● What is required
Retype the whole listing, please, keeping every line exact and dropping the pictures.

● Supplied data
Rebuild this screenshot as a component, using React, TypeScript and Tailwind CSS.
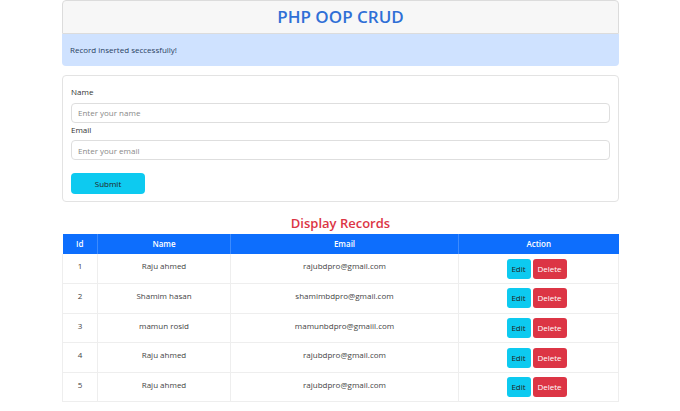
const rows = [
  { id: 1, name: 'Raju ahmed', email: 'rajubdpro@gmail.com' },
  { id: 2, name: 'Shamim hasan', email: 'shamimbdpro@gmail.com' },
  { id: 3, name: 'mamun rosid', email: 'mamunbdpro@gmaiil.com' },
  { id: 4, name: 'Raju ahmed', email: 'rajubdpro@gmail.com' },
  { id: 5, name: 'Raju ahmed', email: 'rajubdpro@gmail.com' },
];

export default function App() {
  return (
    <div className="w-[680px] h-[411px] bg-white overflow-hidden" style={{ fontFamily: '"Open Sans", sans-serif' }}>
      <div className="w-[557px] ml-[62px]">
        <div className="h-[34px] bg-[#f7f7f7] border border-[#dcdcdc] rounded-t flex items-center justify-center">
          <h1 className="text-[17px] font-semibold text-[#2f6fd6]">PHP OOP CRUD</h1>
        </div>
        <div className="h-[32px] bg-[#cfe2ff] rounded-b flex items-center px-2 text-[8px] text-[#2a3f5f]">
          Record inserted seccessfully!
        </div>

        <form className="mt-[9px] border border-[#e3e3e3] rounded px-[8px] pt-[10px] h-[127px]">
          <label className="block text-[8px] leading-[12px] text-[#333]">Name</label>
          <input
            className="mt-[1px] w-full h-[20px] border border-[#dedede] rounded px-[6px] text-[8px] placeholder-[#888]"
            placeholder="Enter your name"
          />
          <label className="block mt-[1px] text-[8px] leading-[12px] text-[#333]">Email</label>
          <input
            className="mt-[1px] w-full h-[20px] border border-[#dedede] rounded px-[6px] text-[8px] placeholder-[#888]"
            placeholder="Enter your email"
          />
          <button type="button" className="mt-[13px] w-[74px] h-[21px] bg-[#0dcaf0] rounded text-[8px] text-[#222]">
            Submit
          </button>
        </form>

        <h2 className="mt-[11px] text-center text-[13px] font-semibold text-[#dc3545] leading-[20px]">Display Records</h2>

        <table className="mt-[1px] w-full border-collapse text-[8px] text-[#444]">
          <thead>
            <tr className="bg-[#0d6efd] text-white h-[20px]">
              <th className="w-[35px] font-semibold border-r border-[#3d8bfd]">Id</th>
              <th className="w-[133px] font-semibold border-r border-[#3d8bfd]">Name</th>
              <th className="w-[228px] font-semibold border-r border-[#3d8bfd]">Email</th>
              <th className="font-semibold">Action</th>
            </tr>
          </thead>
          <tbody>
            {rows.map((r) => (
              <tr key={r.id} className="h-[29.6px] border-b border-[#eee]">
                <td className="text-center align-top pt-[6px] border-l border-r border-[#eee]">{r.id}</td>
                <td className="text-center align-top pt-[6px] border-r border-[#eee]">{r.name}</td>
                <td className="text-center align-top pt-[6px] border-r border-[#eee]">{r.email}</td>
                <td className="border-r border-[#eee]">
                  <div className="flex justify-center gap-[2px] pr-[4px]">
                    <button className="w-[24px] h-[20px] bg-[#0dcaf0] rounded-[3px] text-[8px] text-[#222]">Edit</button>
                    <button className="w-[34px] h-[20px] bg-[#dc3545] rounded-[3px] text-[8px] text-white">Delete</button>
                  </div>
                </td>
              </tr>
            ))}
          </tbody>
        </table>
      </div>
    </div>
  );
}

● Solution
Rebuild this screenshot as a component, using React, TypeScript and Tailwind CSS.
const rows = [
  { id: 1, name: 'Raju ahmed', email: 'rajubdpro@gmail.com' },
  { id: 2, name: 'Shamim hasan', email: 'shamimbdpro@gmail.com' },
  { id: 3, name: 'mamun rosid', email: 'mamunbdpro@gmaiil.com' },
  { id: 4, name: 'Raju ahmed', email: 'rajubdpro@gmail.com' },
  { id: 5, name: 'Raju ahmed', email: 'rajubdpro@gmail.com' },
];

export default function App() {
  return (
    <div className="w-[680px] h-[411px] bg-white overflow-hidden" style={{ fontFamily: '"Open Sans", sans-serif' }}>
      <div className="w-[557px] ml-[62px]">
        <div className="h-[34px] bg-[#f7f7f7] border border-[#dcdcdc] rounded-t flex items-center justify-center">
          <h1 className="text-[17px] font-semibold text-[#2f6fd6]">PHP OOP CRUD</h1>
        </div>
        <div className="h-[32px] bg-[#cfe2ff] rounded-b flex items-center px-2 text-[8px] text-[#2a3f5f]">
          Record inserted seccessfully!
        </div>

        <form className="mt-[9px] border border-[#e3e3e3] rounded px-[8px] pt-[10px] h-[127px]">
          <label className="block text-[8px] leading-[12px] text-[#333]">Name</label>
          <input
            className="mt-[1px] w-full h-[20px] border border-[#dedede] rounded px-[6px] text-[8px] placeholder-[#888]"
            placeholder="Enter your name"
          />
          <label className="block mt-[1px] text-[8px] leading-[12px] text-[#333]">Email</label>
          <input
            className="mt-[1px] w-full h-[20px] border border-[#dedede] rounded px-[6px] text-[8px] placeholder-[#888]"
            placeholder="Enter your email"
          />
          <button type="button" className="mt-[13px] w-[74px] h-[21px] bg-[#0dcaf0] rounded text-[8px] text-[#222]">
            Submit
          </button>
        </form>

        <h2 className="mt-[11px] text-center text-[13px] font-semibold text-[#dc3545] leading-[20px]">Display Records</h2>

        <table className="mt-[1px] w-full border-collapse text-[8px] text-[#444]">
          <thead>
            <tr className="bg-[#0d6efd] text-white h-[20px]">
              <th className="w-[35px] font-semibold border-r border-[#3d8bfd]">Id</th>
              <th className="w-[133px] font-semibold border-r border-[#3d8bfd]">Name</th>
              <th className="w-[228px] font-semibold border-r border-[#3d8bfd]">Email</th>
              <th className="font-semibold">Action</th>
            </tr>
          </thead>
          <tbody>
            {rows.map((r) => (
              <tr key={r.id} className="h-[29.6px] border-b border-[#eee]">
                <td className="text-center align-top pt-[6px] border-l border-r border-[#eee]">{r.id}</td>
                <td className="text-center align-top pt-[6px] border-r border-[#eee]">{r.name}</td>
                <td className="text-center align-top pt-[6px] border-r border-[#eee]">{r.email}</td>
                <td className="border-r border-[#eee]">
                  <div className="flex justify-center gap-[2px] pr-[4px]">
                    <button className="w-[24px] h-[20px] bg-[#0dcaf0] rounded-[3px] text-[8px] text-[#222]">Edit</button>
                    <button className="w-[34px] h-[20px] bg-[#dc3545] rounded-[3px] text-[8px] text-white">Delete</button>
                  </div>
                </td>
              </tr>
            ))}
          </tbody>
        </table>
      </div>
    </div>
  );
}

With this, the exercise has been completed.